### Set problem
Repeat each line of the material exactly.

Pages as source code
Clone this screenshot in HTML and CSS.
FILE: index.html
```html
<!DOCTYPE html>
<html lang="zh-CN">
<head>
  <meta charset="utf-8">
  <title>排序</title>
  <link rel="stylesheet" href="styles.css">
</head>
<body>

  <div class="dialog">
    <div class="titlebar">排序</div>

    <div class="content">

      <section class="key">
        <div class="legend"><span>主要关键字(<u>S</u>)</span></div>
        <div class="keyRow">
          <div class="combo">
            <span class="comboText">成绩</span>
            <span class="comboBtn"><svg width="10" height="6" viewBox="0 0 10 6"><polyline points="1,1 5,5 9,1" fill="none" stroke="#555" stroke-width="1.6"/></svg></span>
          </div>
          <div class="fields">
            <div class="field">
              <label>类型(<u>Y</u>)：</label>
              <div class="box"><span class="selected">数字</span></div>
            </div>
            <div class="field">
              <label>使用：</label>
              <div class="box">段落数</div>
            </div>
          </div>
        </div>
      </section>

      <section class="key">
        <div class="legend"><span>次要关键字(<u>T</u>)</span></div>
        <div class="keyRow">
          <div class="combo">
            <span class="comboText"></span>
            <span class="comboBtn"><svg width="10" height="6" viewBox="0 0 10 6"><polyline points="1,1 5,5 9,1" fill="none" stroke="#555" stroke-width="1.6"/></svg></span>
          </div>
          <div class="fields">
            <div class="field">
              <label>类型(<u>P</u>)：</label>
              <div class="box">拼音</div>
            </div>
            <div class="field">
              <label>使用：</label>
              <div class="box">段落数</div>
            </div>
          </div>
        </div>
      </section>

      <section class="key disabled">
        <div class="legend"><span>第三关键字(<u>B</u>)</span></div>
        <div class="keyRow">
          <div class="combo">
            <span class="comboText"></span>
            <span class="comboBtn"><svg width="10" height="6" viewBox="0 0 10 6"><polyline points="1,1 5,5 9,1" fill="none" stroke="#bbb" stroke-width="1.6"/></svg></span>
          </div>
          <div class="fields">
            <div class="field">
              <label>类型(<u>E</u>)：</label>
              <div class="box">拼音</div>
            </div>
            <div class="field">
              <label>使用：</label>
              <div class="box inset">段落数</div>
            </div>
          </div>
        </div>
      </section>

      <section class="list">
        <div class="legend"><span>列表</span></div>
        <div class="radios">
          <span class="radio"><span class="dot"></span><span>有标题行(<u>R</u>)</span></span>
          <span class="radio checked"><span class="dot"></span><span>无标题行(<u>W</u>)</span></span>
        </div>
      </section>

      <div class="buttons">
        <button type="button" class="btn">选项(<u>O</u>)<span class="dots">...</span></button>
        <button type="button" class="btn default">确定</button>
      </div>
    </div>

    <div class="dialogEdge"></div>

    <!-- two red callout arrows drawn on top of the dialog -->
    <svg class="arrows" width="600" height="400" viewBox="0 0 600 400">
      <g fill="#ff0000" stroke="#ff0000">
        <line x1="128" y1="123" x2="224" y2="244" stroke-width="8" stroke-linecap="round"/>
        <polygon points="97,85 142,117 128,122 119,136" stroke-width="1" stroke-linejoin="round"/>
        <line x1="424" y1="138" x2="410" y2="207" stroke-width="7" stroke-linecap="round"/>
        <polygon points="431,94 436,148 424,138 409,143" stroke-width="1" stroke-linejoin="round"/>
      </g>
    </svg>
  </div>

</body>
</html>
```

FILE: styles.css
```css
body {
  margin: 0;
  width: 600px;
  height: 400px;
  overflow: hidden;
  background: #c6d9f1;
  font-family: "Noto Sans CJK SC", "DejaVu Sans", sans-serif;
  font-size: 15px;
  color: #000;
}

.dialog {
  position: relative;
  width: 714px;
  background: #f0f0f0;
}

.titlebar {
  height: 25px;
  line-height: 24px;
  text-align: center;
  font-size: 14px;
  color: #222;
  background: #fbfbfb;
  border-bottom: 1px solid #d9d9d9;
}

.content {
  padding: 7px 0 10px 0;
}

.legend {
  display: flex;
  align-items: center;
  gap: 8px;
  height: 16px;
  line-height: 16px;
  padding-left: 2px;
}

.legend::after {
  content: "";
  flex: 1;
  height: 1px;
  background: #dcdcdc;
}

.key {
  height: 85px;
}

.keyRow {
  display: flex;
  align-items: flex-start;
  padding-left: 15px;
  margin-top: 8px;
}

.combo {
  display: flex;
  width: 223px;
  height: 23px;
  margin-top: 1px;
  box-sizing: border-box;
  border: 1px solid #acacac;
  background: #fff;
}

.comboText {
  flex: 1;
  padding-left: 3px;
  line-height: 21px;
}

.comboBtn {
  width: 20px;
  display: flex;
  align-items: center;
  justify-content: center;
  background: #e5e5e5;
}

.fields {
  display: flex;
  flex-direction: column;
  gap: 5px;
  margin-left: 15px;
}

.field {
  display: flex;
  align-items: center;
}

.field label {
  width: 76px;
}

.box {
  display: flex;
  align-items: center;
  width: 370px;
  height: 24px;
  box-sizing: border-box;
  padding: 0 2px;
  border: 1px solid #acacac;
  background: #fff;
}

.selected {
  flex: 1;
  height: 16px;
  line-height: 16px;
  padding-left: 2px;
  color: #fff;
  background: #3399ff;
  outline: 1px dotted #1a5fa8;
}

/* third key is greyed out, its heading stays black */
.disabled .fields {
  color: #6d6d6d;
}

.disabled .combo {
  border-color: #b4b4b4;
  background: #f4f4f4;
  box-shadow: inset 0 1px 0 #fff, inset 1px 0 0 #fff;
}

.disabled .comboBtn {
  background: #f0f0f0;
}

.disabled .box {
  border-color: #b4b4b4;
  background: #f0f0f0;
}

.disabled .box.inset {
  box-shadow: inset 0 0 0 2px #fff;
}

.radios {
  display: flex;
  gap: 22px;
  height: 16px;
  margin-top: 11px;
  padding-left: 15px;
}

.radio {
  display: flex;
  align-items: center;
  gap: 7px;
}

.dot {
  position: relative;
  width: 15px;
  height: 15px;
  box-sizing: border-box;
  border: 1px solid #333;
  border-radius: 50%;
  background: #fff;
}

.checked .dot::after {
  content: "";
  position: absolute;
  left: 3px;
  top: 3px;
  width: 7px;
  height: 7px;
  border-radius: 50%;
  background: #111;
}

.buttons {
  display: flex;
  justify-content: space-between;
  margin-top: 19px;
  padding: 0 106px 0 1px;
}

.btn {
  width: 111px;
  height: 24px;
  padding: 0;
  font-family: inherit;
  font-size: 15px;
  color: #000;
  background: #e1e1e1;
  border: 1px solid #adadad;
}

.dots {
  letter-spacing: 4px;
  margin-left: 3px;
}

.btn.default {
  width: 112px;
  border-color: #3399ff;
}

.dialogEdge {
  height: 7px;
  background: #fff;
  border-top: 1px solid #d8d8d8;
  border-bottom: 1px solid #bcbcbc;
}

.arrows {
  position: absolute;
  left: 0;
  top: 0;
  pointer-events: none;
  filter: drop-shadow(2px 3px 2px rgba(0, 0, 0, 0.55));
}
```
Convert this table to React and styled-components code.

### Task solution
Clone this screenshot in HTML and CSS.
FILE: index.html
```html
<!DOCTYPE html>
<html lang="zh-CN">
<head>
  <meta charset="utf-8">
  <title>排序</title>
  <link rel="stylesheet" href="styles.css">
</head>
<body>

  <div class="dialog">
    <div class="titlebar">排序</div>

    <div class="content">

      <section class="key">
        <div class="legend"><span>主要关键字(<u>S</u>)</span></div>
        <div class="keyRow">
          <div class="combo">
            <span class="comboText">成绩</span>
            <span class="comboBtn"><svg width="10" height="6" viewBox="0 0 10 6"><polyline points="1,1 5,5 9,1" fill="none" stroke="#555" stroke-width="1.6"/></svg></span>
          </div>
          <div class="fields">
            <div class="field">
              <label>类型(<u>Y</u>)：</label>
              <div class="box"><span class="selected">数字</span></div>
            </div>
            <div class="field">
              <label>使用：</label>
              <div class="box">段落数</div>
            </div>
          </div>
        </div>
      </section>

      <section class="key">
        <div class="legend"><span>次要关键字(<u>T</u>)</span></div>
        <div class="keyRow">
          <div class="combo">
            <span class="comboText"></span>
            <span class="comboBtn"><svg width="10" height="6" viewBox="0 0 10 6"><polyline points="1,1 5,5 9,1" fill="none" stroke="#555" stroke-width="1.6"/></svg></span>
          </div>
          <div class="fields">
            <div class="field">
              <label>类型(<u>P</u>)：</label>
              <div class="box">拼音</div>
            </div>
            <div class="field">
              <label>使用：</label>
              <div class="box">段落数</div>
            </div>
          </div>
        </div>
      </section>

      <section class="key disabled">
        <div class="legend"><span>第三关键字(<u>B</u>)</span></div>
        <div class="keyRow">
          <div class="combo">
            <span class="comboText"></span>
            <span class="comboBtn"><svg width="10" height="6" viewBox="0 0 10 6"><polyline points="1,1 5,5 9,1" fill="none" stroke="#bbb" stroke-width="1.6"/></svg></span>
          </div>
          <div class="fields">
            <div class="field">
              <label>类型(<u>E</u>)：</label>
              <div class="box">拼音</div>
            </div>
            <div class="field">
              <label>使用：</label>
              <div class="box inset">段落数</div>
            </div>
          </div>
        </div>
      </section>

      <section class="list">
        <div class="legend"><span>列表</span></div>
        <div class="radios">
          <span class="radio"><span class="dot"></span><span>有标题行(<u>R</u>)</span></span>
          <span class="radio checked"><span class="dot"></span><span>无标题行(<u>W</u>)</span></span>
        </div>
      </section>

      <div class="buttons">
        <button type="button" class="btn">选项(<u>O</u>)<span class="dots">...</span></button>
        <button type="button" class="btn default">确定</button>
      </div>
    </div>

    <div class="dialogEdge"></div>

    <!-- two red callout arrows drawn on top of the dialog -->
    <svg class="arrows" width="600" height="400" viewBox="0 0 600 400">
      <g fill="#ff0000" stroke="#ff0000">
        <line x1="128" y1="123" x2="224" y2="244" stroke-width="8" stroke-linecap="round"/>
        <polygon points="97,85 142,117 128,122 119,136" stroke-width="1" stroke-linejoin="round"/>
        <line x1="424" y1="138" x2="410" y2="207" stroke-width="7" stroke-linecap="round"/>
        <polygon points="431,94 436,148 424,138 409,143" stroke-width="1" stroke-linejoin="round"/>
      </g>
    </svg>
  </div>

</body>
</html>
```

FILE: styles.css
```css
body {
  margin: 0;
  width: 600px;
  height: 400px;
  overflow: hidden;
  background: #c6d9f1;
  font-family: "Noto Sans CJK SC", "DejaVu Sans", sans-serif;
  font-size: 15px;
  color: #000;
}

.dialog {
  position: relative;
  width: 714px;
  background: #f0f0f0;
}

.titlebar {
  height: 25px;
  line-height: 24px;
  text-align: center;
  font-size: 14px;
  color: #222;
  background: #fbfbfb;
  border-bottom: 1px solid #d9d9d9;
}

.content {
  padding: 7px 0 10px 0;
}

.legend {
  display: flex;
  align-items: center;
  gap: 8px;
  height: 16px;
  line-height: 16px;
  padding-left: 2px;
}

.legend::after {
  content: "";
  flex: 1;
  height: 1px;
  background: #dcdcdc;
}

.key {
  height: 85px;
}

.keyRow {
  display: flex;
  align-items: flex-start;
  padding-left: 15px;
  margin-top: 8px;
}

.combo {
  display: flex;
  width: 223px;
  height: 23px;
  margin-top: 1px;
  box-sizing: border-box;
  border: 1px solid #acacac;
  background: #fff;
}

.comboText {
  flex: 1;
  padding-left: 3px;
  line-height: 21px;
}

.comboBtn {
  width: 20px;
  display: flex;
  align-items: center;
  justify-content: center;
  background: #e5e5e5;
}

.fields {
  display: flex;
  flex-direction: column;
  gap: 5px;
  margin-left: 15px;
}

.field {
  display: flex;
  align-items: center;
}

.field label {
  width: 76px;
}

.box {
  display: flex;
  align-items: center;
  width: 370px;
  height: 24px;
  box-sizing: border-box;
  padding: 0 2px;
  border: 1px solid #acacac;
  background: #fff;
}

.selected {
  flex: 1;
  height: 16px;
  line-height: 16px;
  padding-left: 2px;
  color: #fff;
  background: #3399ff;
  outline: 1px dotted #1a5fa8;
}

/* third key is greyed out, its heading stays black */
.disabled .fields {
  color: #6d6d6d;
}

.disabled .combo {
  border-color: #b4b4b4;
  background: #f4f4f4;
  box-shadow: inset 0 1px 0 #fff, inset 1px 0 0 #fff;
}

.disabled .comboBtn {
  background: #f0f0f0;
}

.disabled .box {
  border-color: #b4b4b4;
  background: #f0f0f0;
}

.disabled .box.inset {
  box-shadow: inset 0 0 0 2px #fff;
}

.radios {
  display: flex;
  gap: 22px;
  height: 16px;
  margin-top: 11px;
  padding-left: 15px;
}

.radio {
  display: flex;
  align-items: center;
  gap: 7px;
}

.dot {
  position: relative;
  width: 15px;
  height: 15px;
  box-sizing: border-box;
  border: 1px solid #333;
  border-radius: 50%;
  background: #fff;
}

.checked .dot::after {
  content: "";
  position: absolute;
  left: 3px;
  top: 3px;
  width: 7px;
  height: 7px;
  border-radius: 50%;
  background: #111;
}

.buttons {
  display: flex;
  justify-content: space-between;
  margin-top: 19px;
  padding: 0 106px 0 1px;
}

.btn {
  width: 111px;
  height: 24px;
  padding: 0;
  font-family: inherit;
  font-size: 15px;
  color: #000;
  background: #e1e1e1;
  border: 1px solid #adadad;
}

.dots {
  letter-spacing: 4px;
  margin-left: 3px;
}

.btn.default {
  width: 112px;
  border-color: #3399ff;
}

.dialogEdge {
  height: 7px;
  background: #fff;
  border-top: 1px solid #d8d8d8;
  border-bottom: 1px solid #bcbcbc;
}

.arrows {
  position: absolute;
  left: 0;
  top: 0;
  pointer-events: none;
  filter: drop-shadow(2px 3px 2px rgba(0, 0, 0, 0.55));
}
```
Convert this table to React and styled-components code.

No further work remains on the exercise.